Absolute vs Relative path

What is the best practice for web? Is there any reason not to use absolute or relative?

I would say relative paths are preferred if possible. There are a couple reasons for this, but if you are building a more large scale application, using relative paths allows you to move it potentially to another domain name and not have to replace all the "http://www._____/" parts, because it will be able to link properly regardless of the domain with relative links. That is probably the largest benefit, but it is considered a 'good practice' to use relative links as much as possible in a project. (linking to another website obviously requires absolute paths.) To read more on the benefits, this article goes into a ton of depth about it:

Also: just saw you might be referring to PHP, for server-side stuff definitely use relative paths whenever you can. It will be significantly faster because the server will probably have to make a full HTTP request to get a file specified at an absolute path. That would add a ton of time to the request in comparison to a relative path.

3 Answers

Andrew Shook
Andrew Shook
31,709 Points

Jonathan, I always tend to use a root relative path in my projects. I usually keep a config file in my projects root directory, and in that file I usually have a piece of code that looks like this:

define( "ROOT_PATH", dirname( __FILE__ ) . DIRECTORY_SEPARATOR );

Since I keep the config file in the root directory, this constant will store the file path to the root directory plus the either a "/" on unix type systems or "\" on Windows systems. Then when I need to include a file I do something like this:

include(ROOT_PATH . "inc/some_script.php");

From what I've seen this is a very common way of handling path's using php.

Kevin Korte
Kevin Korte
28,148 Points

I'm just going to leave this here:

I think when using a server side language, absolute URL's are no harder to manage than relative URL's.

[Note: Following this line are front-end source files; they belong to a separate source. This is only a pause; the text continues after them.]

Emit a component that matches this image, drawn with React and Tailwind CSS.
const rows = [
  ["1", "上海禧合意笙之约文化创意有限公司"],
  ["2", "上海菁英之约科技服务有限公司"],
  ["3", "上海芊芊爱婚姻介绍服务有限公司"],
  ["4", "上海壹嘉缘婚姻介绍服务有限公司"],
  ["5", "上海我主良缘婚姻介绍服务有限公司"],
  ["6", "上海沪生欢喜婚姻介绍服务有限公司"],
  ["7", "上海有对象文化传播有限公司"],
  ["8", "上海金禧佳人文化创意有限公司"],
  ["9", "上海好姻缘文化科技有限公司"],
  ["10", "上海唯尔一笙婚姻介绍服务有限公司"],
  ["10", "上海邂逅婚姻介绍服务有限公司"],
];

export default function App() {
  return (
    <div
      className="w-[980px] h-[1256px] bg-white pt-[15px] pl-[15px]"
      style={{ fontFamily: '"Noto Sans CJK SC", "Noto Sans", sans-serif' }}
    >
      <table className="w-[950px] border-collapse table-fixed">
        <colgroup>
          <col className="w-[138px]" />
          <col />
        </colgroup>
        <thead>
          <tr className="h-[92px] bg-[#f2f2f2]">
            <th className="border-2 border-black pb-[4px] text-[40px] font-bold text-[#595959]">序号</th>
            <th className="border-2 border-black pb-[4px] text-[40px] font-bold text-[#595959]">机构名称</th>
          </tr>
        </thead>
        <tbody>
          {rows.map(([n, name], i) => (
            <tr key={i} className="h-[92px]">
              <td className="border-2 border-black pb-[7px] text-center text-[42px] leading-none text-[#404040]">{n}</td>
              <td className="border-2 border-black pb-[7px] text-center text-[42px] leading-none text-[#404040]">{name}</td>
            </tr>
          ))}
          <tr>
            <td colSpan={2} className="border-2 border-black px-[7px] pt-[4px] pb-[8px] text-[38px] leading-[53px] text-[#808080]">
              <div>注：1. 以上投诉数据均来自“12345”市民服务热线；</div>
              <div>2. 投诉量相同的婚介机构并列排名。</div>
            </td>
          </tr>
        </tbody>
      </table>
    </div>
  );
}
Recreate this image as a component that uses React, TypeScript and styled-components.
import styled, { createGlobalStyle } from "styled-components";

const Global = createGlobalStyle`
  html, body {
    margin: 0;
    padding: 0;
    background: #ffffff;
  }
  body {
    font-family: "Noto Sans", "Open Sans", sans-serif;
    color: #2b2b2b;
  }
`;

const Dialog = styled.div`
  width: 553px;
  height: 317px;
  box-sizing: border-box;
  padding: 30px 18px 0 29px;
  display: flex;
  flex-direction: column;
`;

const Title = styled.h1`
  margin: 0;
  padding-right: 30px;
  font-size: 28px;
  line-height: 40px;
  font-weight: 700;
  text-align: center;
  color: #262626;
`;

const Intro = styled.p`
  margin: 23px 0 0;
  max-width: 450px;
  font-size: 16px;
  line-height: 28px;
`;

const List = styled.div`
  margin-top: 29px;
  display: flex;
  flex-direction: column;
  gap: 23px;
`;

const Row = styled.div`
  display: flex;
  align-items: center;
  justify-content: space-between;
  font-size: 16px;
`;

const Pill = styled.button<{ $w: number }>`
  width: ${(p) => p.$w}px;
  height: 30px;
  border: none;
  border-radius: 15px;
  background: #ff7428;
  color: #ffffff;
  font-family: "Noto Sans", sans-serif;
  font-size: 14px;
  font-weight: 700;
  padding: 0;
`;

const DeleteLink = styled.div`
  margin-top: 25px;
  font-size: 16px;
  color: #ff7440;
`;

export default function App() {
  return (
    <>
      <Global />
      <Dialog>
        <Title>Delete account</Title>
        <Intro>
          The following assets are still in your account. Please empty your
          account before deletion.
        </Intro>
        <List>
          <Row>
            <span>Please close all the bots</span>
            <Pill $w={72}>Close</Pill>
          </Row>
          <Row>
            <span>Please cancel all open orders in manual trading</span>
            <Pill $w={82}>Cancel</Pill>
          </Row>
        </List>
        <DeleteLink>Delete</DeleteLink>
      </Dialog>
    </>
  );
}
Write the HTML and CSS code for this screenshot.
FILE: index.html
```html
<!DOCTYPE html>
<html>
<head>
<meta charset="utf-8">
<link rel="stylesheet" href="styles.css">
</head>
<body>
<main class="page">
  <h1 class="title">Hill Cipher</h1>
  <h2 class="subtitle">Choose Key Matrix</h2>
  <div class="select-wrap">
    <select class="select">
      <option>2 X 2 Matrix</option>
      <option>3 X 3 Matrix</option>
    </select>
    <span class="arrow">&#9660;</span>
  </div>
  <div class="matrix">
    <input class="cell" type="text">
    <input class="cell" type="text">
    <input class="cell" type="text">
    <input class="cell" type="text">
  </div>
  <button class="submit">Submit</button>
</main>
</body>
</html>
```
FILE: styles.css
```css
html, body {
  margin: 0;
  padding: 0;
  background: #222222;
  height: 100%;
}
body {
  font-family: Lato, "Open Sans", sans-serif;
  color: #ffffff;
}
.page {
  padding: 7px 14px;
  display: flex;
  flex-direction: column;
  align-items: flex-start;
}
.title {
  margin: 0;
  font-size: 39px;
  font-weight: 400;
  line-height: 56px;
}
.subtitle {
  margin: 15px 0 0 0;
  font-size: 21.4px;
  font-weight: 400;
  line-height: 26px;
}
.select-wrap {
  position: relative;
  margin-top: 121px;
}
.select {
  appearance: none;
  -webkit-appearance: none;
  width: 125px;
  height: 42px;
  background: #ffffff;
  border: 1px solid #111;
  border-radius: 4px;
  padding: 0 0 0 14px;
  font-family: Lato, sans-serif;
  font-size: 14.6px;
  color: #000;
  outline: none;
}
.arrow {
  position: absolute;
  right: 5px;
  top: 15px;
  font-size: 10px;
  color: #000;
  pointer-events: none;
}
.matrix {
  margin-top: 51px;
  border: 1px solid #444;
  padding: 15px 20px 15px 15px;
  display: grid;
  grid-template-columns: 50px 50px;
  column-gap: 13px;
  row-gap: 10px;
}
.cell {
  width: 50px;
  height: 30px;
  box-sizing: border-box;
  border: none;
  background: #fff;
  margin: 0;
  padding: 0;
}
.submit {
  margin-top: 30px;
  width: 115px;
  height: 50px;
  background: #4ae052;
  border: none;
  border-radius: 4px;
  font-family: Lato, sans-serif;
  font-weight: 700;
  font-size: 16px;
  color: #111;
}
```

When you're site is a static HTML site, I would use relative URL's whenever possible just for my own sanity.


So your saying accessing http://website.com/user.json is just as fast as accessing /user.json serverside via a serverside language like PHP, ex:

define( "ROOT_DIR", dirname( __FILE__ ) . DIRECTORY_SEPARATOR );
$v = file_get_contents(ROOT_DIR.'/user.json');
// Is as fast as and as easy to maintain as:
$v = file_get_contents('http://website.com/user.json');

I've always thought otherwise, but maybe I'm incorrect?

Kevin Korte
Kevin Korte
28,148 Points

I'm not sure it's as fast. But...my opinion is that it hardly matters. If you built an application that ran slower than you wanted to, there are a number of things to test for that I would put as higher importance over URL structure for speed. If I could benchmark speeds with absolute URLs, and saw that relative URLs came in consistently faster, than that would be a no brainer.

My opinion could be swayed with new information, but I've never seen a blog post yet where someone benchmarked the site speed using both relative and absolute file paths, and could show with actual data that there was a consistent speed increase with relative paths. I've only ever seen it said, but never proven that I've seen. Maybe this blog post exists, I just haven seen it.

I tend to question things like this where I'm just "told" that relative URLs are faster. My stance here is not to be argumentative, but rather to question what we have been "told", requiring some extra thought. Even the article I posted from Yoast should be questioned with his stance the other way. Ultimately the actual numbers will tell the story.

Hi Jonathan,

When using PHP, and you have nested directories on your website it is going to become necessary to use a method like Andrew's. $_SERVER["DOCUMENT_ROOT"] is another one. I liked the article that Kevin linked to. Below is the important part of the article, on my opinion.

*Absolute URLs everywhere

Whenever WordPress outputs a URL, it's always a full, absolute URL. For the domain name part of that it uses the domain you set in the General settings. This is the type of solution everyone should use: the domain name should be in a configuration file, this would allow you to still easily migrate between development environment and live environment by just using different configuration files.*

For example, when you have files in nested directories calling a css file from a header file that was included with include or require statement the browser will look at the relative path (if used), for the css file and request tHe path from where the original file was located, even though the header file is located in a different directory. If you use a method like Andrew's the server will output the correct URL to the browser. I hope I didn't confuse you to much. As you use PHP more you will begin to understand the issue better.